A Child of the State: The Circumstances of Genet’s Birth
Paris in 1910: Social and Historical Landscape
The Paris of 1910 was a city of stark contradictions. The Belle Époque was drawing to a close, its surface glitter of art and industry masking profound inequalities. Illegitimate births were common, particularly among the working poor, but the stigma attached to them was severe. The Assistance Publique, France’s extensive state-run child welfare apparatus, processed thousands of such infants each year, assigning them numbers and placing them with foster families in the countryside. This system, born of revolutionary ideals of equality, often meant a life of rootlessness and institutional control. Into this machinery, Genet—soon to be designated a pupille de l’État (ward of the state)—was deposited, his origins erased almost before he could be registered.
Abandonment and Adoption: The First Seven Months
Genet’s mother retained custody for a meager seven months, a period about which virtually nothing is known. On July 28, 1911, she formalized the abandonment, and the infant was transferred to a foundling home. By early 1912, he had been assigned to a foster family in Alligny-en-Morvan, a tiny village in the Nièvre department of central France. The household was headed by a carpenter, Charles Baptiste, and his wife, Eugénie, who, by all accounts, provided a stable and affectionate environment. School records later showed that young Jean excelled academically, earning high marks. Yet even within this rural idyll, the seeds of rebellion were germinating. He began to run away repeatedly and engaged in petty thefts—early acts of defiance that hinted at a deeper alienation. “I was born in Paris on December 19, 1910,” Genet would later write, “the bastard son of a woman I have never known and who abandoned me. Thus, my origins are unremarkable, but my life would be a long effort to make of them something singular.”
A Formative Rejection
From Foster Care to Reformatory
By age fifteen, Genet’s accumulating misdeeds—theft, vagabondage, and what the authorities simply labeled “immorality”—led to his placement in the Mettray Penal Colony on September 2, 1926. This institution, designed to rehabilitate youth through agricultural labor and paramilitary discipline, became for Genet a crucible. He would later mythologize it in his novel Miracle of the Rose, transforming its harsh routines into a darkly eroticized realm of hierarchies and betrayals. The experience cemented his identification with the criminal underworld and his fascination with the aesthetics of power. Released on March 1, 1929, at eighteen, he briefly joined the French Foreign Legion, only to receive a dishonorable discharge for repeated homosexual acts. Thus unfettered, he embarked on a nomadic existence across Europe—Spain, Italy, Czechoslovakia, and beyond—sustaining himself through petty theft, begging, and occasional prostitution.

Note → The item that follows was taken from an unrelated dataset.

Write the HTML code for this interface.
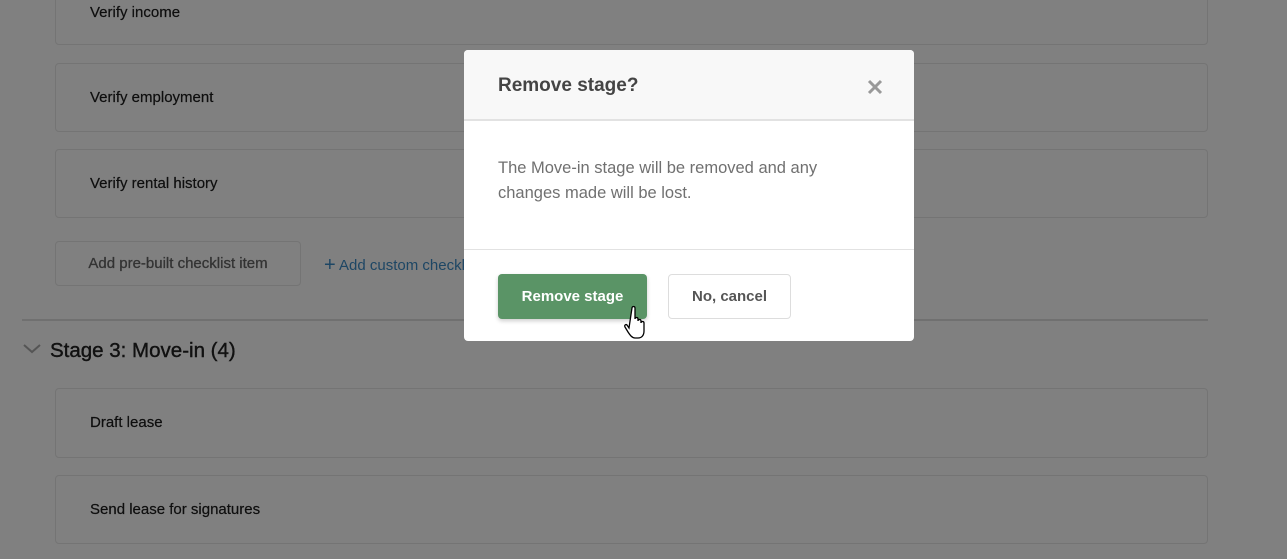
<!DOCTYPE html>
<html><head><style>
*{box-sizing:border-box;margin:0;padding:0}
body{width:1287px;height:559px;overflow:hidden;background:#808080;font-family:"Liberation Sans",sans-serif;position:relative}
.card{position:absolute;left:55px;width:1153px;border:1px solid #747474;border-radius:4px;font-size:15px;color:#0e0e0e;padding-left:34px;-webkit-text-stroke:0.2px #0e0e0e}
.btn{position:absolute;left:55px;top:241px;width:246px;height:45px;border:1px solid #747474;border-radius:4px;font-size:15px;color:#333;text-align:center;line-height:43px;-webkit-text-stroke:0.3px #333}
.link{position:absolute;left:324px;top:253px;font-size:15px;color:#1d4664}
.div{position:absolute;left:22px;top:319px;width:1186px;height:2px;background:#707070}
.stage{position:absolute;left:50px;top:339px;font-size:20.5px;color:#111;-webkit-text-stroke:0.4px #111}
.chev{position:absolute;left:23px;top:343px}
.modal{position:absolute;left:464px;top:50px;width:450px;height:291px;background:#fff;border-radius:4px;overflow:hidden}
.mh{height:71px;background:#f8f8f8;border-bottom:2px solid #e2e2e2;position:relative}
.mh h2{position:absolute;left:34px;top:25px;font-size:19px;font-weight:bold;color:#444}
.x{position:absolute;left:403px;top:29px}
.mb{position:absolute;left:34px;top:106px;font-size:16.5px;line-height:25px;color:#707070;width:380px}
.mf{position:absolute;left:0;top:199px;width:450px;border-top:1px solid #e2e2e2}
.rb{position:absolute;left:34px;top:224px;width:149px;height:45px;background:#5a9466;border-radius:4px;color:#fff;font-weight:bold;font-size:15px;text-align:center;line-height:45px;box-shadow:0 2px 4px rgba(0,0,0,.2)}
.cb{position:absolute;left:204px;top:224px;width:123px;height:45px;border:1px solid #ddd;border-radius:4px;color:#555;font-weight:bold;font-size:15px;text-align:center;line-height:43px}
</style></head><body>
<div class="card" style="top:-25px;height:70px"><span style="display:block;margin-top:28px">Verify income</span></div>
<div class="card" style="top:63px;height:69px;line-height:67px">Verify employment</div>
<div class="card" style="top:149px;height:69px;line-height:67px">Verify rental history</div>
<div class="btn">Add pre-built checklist item</div>
<div class="link"><b style="font-size:20px;font-weight:normal;position:relative;top:1px">+</b> Add custom checklist item</div>
<div class="div"></div>
<svg class="chev" width="18" height="12" viewBox="0 0 18 12"><path d="M1 2l8 7 8-7" fill="none" stroke="#555" stroke-width="2"/></svg>
<div class="stage">Stage 3: Move-in (4)</div>
<div class="card" style="top:388px;height:70px;line-height:68px">Draft lease</div>
<div class="card" style="top:475px;height:69px;line-height:67px">Send lease for signatures</div>
<div class="modal">
<div class="mh"><h2>Remove stage?</h2><svg class="x" width="16" height="16" viewBox="0 0 16 16"><path d="M2 2l12 12M14 2L2 14" stroke="#999" stroke-width="3"/></svg></div>
<div class="mb">The Move-in stage will be removed and any changes made will be lost.</div>
<div class="mf"></div>
<div class="rb">Remove stage</div>
<div class="cb">No, cancel</div>
<svg style="position:absolute;left:160px;top:255px" width="26" height="36" viewBox="0 0 26 36"><path d="M8 3c0-2 3-2 3 0v11c0-2 3-2 3 0v2c0-2 3-2 3 0v2c0-2 3-2 3 0v8c0 4-2 7-6 7h-3c-3 0-5-3-7-6l-3-5c-1-2 1-3 2-2l2 3z" fill="#fff" stroke="#000" stroke-width="1.3"/></svg>
</div>
</body></html>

These were the vagabond years he would later recount with lyrical intensity in The Thief’s Journal (1949).
The Road to Literature: Crime and Transformation
By 1937, Genet was back in Paris, cycling in and out of prison for offenses ranging from pickpocketing to using fake identity papers. It was behind bars that he began to write, not merely as escape but as a deliberate act of self-invention. His first poem, “Le Condamné à mort” (The Man Condemned to Death), which he self-published in 1942, and his debut novel, Our Lady of the Flowers (1944), were composed in the dim light of his cell. These works scandalized and captivated, unflinchingly detailing homosexual desire and criminal milieux in prose that shimmered with lyricism. A chance encounter in 1943 with the celebrated writer and filmmaker Jean Cocteau proved pivotal. Cocteau recognized the raw genius and used his influence to publish Genet’s novel. Later, when Genet faced a potential life sentence under France’s habitual offender laws, Cocteau, along with Jean-Paul Sartre, Pablo Picasso, and other luminaries, petitioned the French president—successfully—to have the sentence quashed. Genet would never see the inside of a prison again.
The Literary Insurrection
Major Works and Philosophical Stakes
Between 1944 and 1949, Genet produced a torrent of prose: The Miracle of the Rose (1946), Querelle of Brest (1947), Funeral Rites (1949), and the deeply personal Thief’s Journal. Each novel subverts traditional morality, celebrating betrayal, theft, and sexual inversion as transcendent acts. His plays—The Maids (1947), The Balcony (1956), The Blacks (1959), and The Screens (1961)—extended this rebellion to the stage, using ritual, role-play, and grotesque exaggeration to expose the hollowness of social institutions. Sartre’s monumental study Saint Genet: Actor and Martyr (1952) canonized him as an existentialist hero, a man who chose to be the criminal the world accused him of being, thereby achieving a paradoxical freedom. So profound was Sartre’s analysis that Genet fell into a five-year writer’s block, later confessing, “Sartre had emptied me, but he had also freed me.”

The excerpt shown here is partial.